┌──
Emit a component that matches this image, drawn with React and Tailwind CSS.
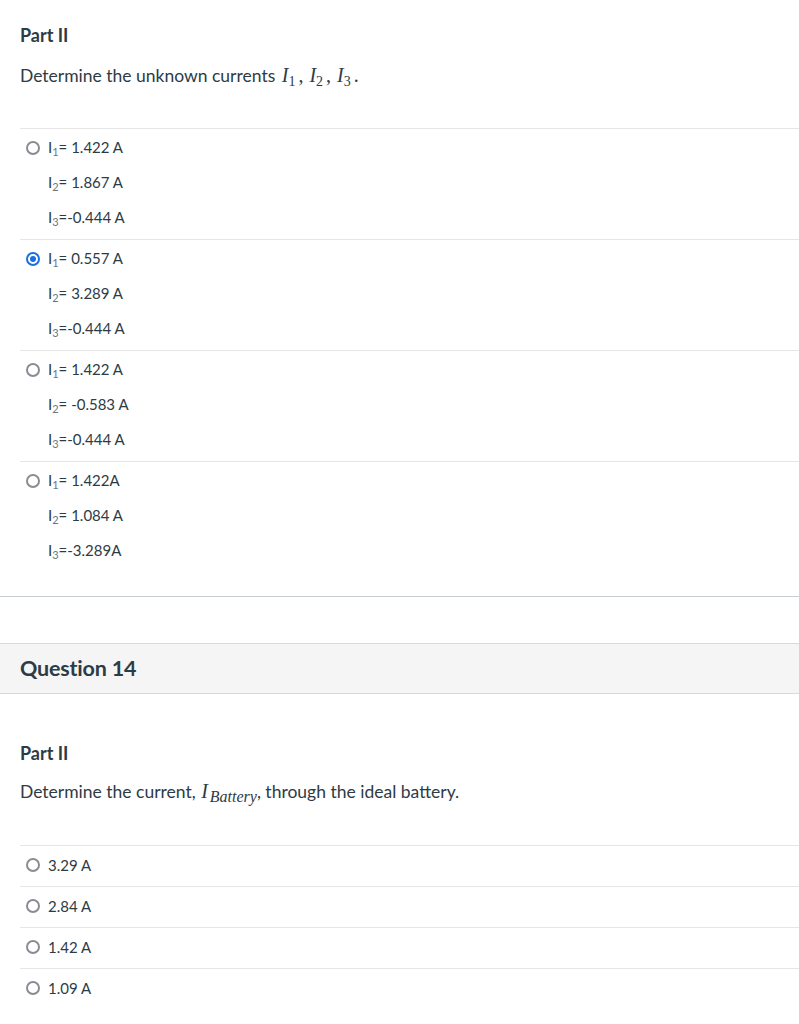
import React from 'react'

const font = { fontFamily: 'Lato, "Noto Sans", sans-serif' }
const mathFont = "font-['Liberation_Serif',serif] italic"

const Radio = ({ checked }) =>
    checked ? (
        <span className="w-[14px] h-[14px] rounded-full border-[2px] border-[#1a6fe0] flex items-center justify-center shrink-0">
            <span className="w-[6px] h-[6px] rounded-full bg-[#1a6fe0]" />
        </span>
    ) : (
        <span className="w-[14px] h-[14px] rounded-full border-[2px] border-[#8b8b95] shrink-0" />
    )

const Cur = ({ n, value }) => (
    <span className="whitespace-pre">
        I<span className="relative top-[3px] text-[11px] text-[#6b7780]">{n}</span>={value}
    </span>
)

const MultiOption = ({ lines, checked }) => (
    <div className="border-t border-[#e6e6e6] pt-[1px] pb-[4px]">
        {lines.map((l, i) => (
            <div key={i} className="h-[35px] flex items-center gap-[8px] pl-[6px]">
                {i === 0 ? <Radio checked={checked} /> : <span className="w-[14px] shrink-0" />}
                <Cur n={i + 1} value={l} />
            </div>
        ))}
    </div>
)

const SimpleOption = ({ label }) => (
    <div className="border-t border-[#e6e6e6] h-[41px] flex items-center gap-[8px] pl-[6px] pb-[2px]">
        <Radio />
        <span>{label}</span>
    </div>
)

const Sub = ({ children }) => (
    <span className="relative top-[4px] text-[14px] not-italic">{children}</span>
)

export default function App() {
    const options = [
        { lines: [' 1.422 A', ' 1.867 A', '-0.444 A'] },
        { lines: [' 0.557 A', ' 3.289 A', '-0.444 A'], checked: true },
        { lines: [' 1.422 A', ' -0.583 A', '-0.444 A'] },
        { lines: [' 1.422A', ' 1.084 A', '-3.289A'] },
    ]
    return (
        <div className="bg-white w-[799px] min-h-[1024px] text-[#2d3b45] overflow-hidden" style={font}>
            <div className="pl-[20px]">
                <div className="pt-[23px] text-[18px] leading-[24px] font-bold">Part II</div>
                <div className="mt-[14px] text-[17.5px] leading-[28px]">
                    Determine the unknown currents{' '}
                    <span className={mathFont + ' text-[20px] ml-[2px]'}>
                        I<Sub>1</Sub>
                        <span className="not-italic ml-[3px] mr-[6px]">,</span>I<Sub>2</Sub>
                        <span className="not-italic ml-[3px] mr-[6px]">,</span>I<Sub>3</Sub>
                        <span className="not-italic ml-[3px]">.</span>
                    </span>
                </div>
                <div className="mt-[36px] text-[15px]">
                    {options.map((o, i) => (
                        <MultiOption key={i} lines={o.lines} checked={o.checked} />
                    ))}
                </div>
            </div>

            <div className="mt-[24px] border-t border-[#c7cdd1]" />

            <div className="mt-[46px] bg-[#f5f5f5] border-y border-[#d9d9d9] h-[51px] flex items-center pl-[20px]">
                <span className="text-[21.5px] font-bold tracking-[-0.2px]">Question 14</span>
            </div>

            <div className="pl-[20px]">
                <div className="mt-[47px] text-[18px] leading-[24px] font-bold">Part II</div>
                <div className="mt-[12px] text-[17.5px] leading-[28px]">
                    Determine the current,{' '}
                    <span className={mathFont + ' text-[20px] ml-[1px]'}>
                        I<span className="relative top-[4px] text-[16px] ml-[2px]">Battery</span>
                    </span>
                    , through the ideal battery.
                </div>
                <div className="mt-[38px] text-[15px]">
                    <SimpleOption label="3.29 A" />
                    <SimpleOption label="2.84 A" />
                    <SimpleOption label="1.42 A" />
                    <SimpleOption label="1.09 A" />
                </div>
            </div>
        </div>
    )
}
└──
*Task statement*: Reproduce the data word for word, excluding its pictures.

*Response*:
Emit a component that matches this image, drawn with React and Tailwind CSS.
import React from 'react'

const font = { fontFamily: 'Lato, "Noto Sans", sans-serif' }
const mathFont = "font-['Liberation_Serif',serif] italic"

const Radio = ({ checked }) =>
    checked ? (
        <span className="w-[14px] h-[14px] rounded-full border-[2px] border-[#1a6fe0] flex items-center justify-center shrink-0">
            <span className="w-[6px] h-[6px] rounded-full bg-[#1a6fe0]" />
        </span>
    ) : (
        <span className="w-[14px] h-[14px] rounded-full border-[2px] border-[#8b8b95] shrink-0" />
    )

const Cur = ({ n, value }) => (
    <span className="whitespace-pre">
        I<span className="relative top-[3px] text-[11px] text-[#6b7780]">{n}</span>={value}
    </span>
)

const MultiOption = ({ lines, checked }) => (
    <div className="border-t border-[#e6e6e6] pt-[1px] pb-[4px]">
        {lines.map((l, i) => (
            <div key={i} className="h-[35px] flex items-center gap-[8px] pl-[6px]">
                {i === 0 ? <Radio checked={checked} /> : <span className="w-[14px] shrink-0" />}
                <Cur n={i + 1} value={l} />
            </div>
        ))}
    </div>
)

const SimpleOption = ({ label }) => (
    <div className="border-t border-[#e6e6e6] h-[41px] flex items-center gap-[8px] pl-[6px] pb-[2px]">
        <Radio />
        <span>{label}</span>
    </div>
)

const Sub = ({ children }) => (
    <span className="relative top-[4px] text-[14px] not-italic">{children}</span>
)

export default function App() {
    const options = [
        { lines: [' 1.422 A', ' 1.867 A', '-0.444 A'] },
        { lines: [' 0.557 A', ' 3.289 A', '-0.444 A'], checked: true },
        { lines: [' 1.422 A', ' -0.583 A', '-0.444 A'] },
        { lines: [' 1.422A', ' 1.084 A', '-3.289A'] },
    ]
    return (
        <div className="bg-white w-[799px] min-h-[1024px] text-[#2d3b45] overflow-hidden" style={font}>
            <div className="pl-[20px]">
                <div className="pt-[23px] text-[18px] leading-[24px] font-bold">Part II</div>
                <div className="mt-[14px] text-[17.5px] leading-[28px]">
                    Determine the unknown currents{' '}
                    <span className={mathFont + ' text-[20px] ml-[2px]'}>
                        I<Sub>1</Sub>
                        <span className="not-italic ml-[3px] mr-[6px]">,</span>I<Sub>2</Sub>
                        <span className="not-italic ml-[3px] mr-[6px]">,</span>I<Sub>3</Sub>
                        <span className="not-italic ml-[3px]">.</span>
                    </span>
                </div>
                <div className="mt-[36px] text-[15px]">
                    {options.map((o, i) => (
                        <MultiOption key={i} lines={o.lines} checked={o.checked} />
                    ))}
                </div>
            </div>

            <div className="mt-[24px] border-t border-[#c7cdd1]" />

            <div className="mt-[46px] bg-[#f5f5f5] border-y border-[#d9d9d9] h-[51px] flex items-center pl-[20px]">
                <span className="text-[21.5px] font-bold tracking-[-0.2px]">Question 14</span>
            </div>

            <div className="pl-[20px]">
                <div className="mt-[47px] text-[18px] leading-[24px] font-bold">Part II</div>
                <div className="mt-[12px] text-[17.5px] leading-[28px]">
                    Determine the current,{' '}
                    <span className={mathFont + ' text-[20px] ml-[1px]'}>
                        I<span className="relative top-[4px] text-[16px] ml-[2px]">Battery</span>
                    </span>
                    , through the ideal battery.
                </div>
                <div className="mt-[38px] text-[15px]">
                    <SimpleOption label="3.29 A" />
                    <SimpleOption label="2.84 A" />
                    <SimpleOption label="1.42 A" />
                    <SimpleOption label="1.09 A" />
                </div>
            </div>
        </div>
    )
}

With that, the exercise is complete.